EXERCISE GOAL: Using the entries that follow, collect the lines where the word "this" appears.

THE RECORDS:
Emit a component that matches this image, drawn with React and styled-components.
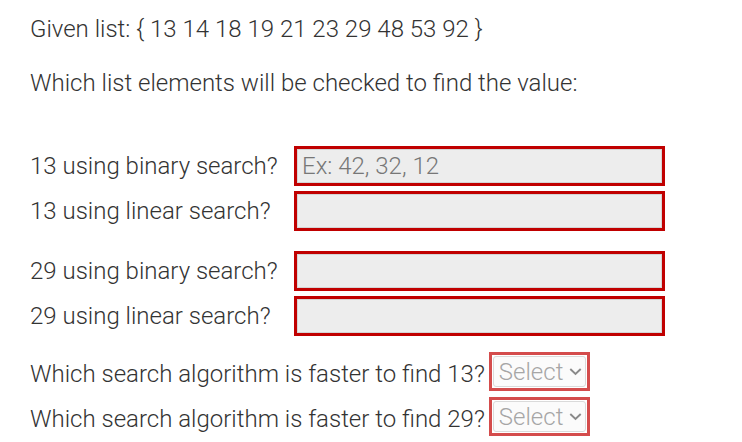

--

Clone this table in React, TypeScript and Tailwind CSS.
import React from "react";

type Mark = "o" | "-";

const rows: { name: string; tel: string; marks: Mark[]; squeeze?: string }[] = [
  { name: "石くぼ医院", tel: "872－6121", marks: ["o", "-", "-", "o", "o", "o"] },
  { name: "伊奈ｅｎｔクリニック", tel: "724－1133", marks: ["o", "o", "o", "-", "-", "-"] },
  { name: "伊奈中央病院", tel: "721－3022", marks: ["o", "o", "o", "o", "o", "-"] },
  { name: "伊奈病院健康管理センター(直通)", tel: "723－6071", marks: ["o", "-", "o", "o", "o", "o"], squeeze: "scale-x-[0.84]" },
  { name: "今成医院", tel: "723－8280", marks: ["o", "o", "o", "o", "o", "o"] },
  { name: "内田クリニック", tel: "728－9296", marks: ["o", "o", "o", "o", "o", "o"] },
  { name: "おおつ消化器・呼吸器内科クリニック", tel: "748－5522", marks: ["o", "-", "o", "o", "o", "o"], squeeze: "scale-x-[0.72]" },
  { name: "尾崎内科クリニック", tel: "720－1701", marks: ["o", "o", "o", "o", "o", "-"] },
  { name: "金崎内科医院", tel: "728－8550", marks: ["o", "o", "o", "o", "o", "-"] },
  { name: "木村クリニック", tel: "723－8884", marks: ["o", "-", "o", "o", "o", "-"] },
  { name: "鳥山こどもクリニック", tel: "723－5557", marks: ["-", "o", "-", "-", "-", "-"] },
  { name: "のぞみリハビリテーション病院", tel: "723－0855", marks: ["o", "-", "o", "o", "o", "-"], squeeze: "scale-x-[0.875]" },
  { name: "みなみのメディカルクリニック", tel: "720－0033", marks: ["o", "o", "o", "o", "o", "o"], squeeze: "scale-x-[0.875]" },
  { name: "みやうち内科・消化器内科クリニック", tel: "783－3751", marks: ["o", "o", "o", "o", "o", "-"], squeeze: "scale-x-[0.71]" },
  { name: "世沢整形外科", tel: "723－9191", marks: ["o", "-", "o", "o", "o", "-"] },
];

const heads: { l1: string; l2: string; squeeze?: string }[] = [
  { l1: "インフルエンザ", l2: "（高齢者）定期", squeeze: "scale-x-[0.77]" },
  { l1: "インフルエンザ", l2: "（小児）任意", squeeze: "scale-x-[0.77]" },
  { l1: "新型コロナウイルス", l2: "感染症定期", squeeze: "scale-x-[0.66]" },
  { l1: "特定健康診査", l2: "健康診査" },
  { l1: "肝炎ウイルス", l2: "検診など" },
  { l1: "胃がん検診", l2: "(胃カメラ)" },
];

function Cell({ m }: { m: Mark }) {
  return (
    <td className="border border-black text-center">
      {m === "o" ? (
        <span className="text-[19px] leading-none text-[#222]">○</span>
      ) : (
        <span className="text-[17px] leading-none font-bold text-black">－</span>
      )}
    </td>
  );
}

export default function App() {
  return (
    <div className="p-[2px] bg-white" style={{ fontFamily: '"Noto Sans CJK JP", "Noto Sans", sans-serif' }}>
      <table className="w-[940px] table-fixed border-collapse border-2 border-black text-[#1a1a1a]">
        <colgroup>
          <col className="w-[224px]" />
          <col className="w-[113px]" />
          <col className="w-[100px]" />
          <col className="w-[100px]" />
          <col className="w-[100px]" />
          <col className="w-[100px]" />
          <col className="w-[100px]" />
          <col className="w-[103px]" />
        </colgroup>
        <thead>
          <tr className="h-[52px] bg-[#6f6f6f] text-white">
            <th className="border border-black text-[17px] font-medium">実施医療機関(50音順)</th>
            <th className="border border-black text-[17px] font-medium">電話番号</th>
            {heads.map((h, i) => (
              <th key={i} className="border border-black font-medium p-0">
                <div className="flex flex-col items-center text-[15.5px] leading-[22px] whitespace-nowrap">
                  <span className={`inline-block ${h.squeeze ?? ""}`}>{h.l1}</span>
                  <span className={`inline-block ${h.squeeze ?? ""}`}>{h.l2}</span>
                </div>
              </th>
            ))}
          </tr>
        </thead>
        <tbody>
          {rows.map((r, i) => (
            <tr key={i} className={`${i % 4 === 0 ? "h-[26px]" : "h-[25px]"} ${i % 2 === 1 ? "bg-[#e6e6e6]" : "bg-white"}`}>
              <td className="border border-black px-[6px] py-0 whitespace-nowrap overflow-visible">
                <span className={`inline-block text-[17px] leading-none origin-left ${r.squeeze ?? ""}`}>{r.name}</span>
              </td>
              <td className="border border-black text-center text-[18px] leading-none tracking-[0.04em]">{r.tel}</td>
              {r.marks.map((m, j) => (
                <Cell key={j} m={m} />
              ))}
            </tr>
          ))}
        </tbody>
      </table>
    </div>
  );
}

TASK RESULT:
Emit a component that matches this image, drawn with React and styled-components.
Clone this table in React, TypeScript and Tailwind CSS.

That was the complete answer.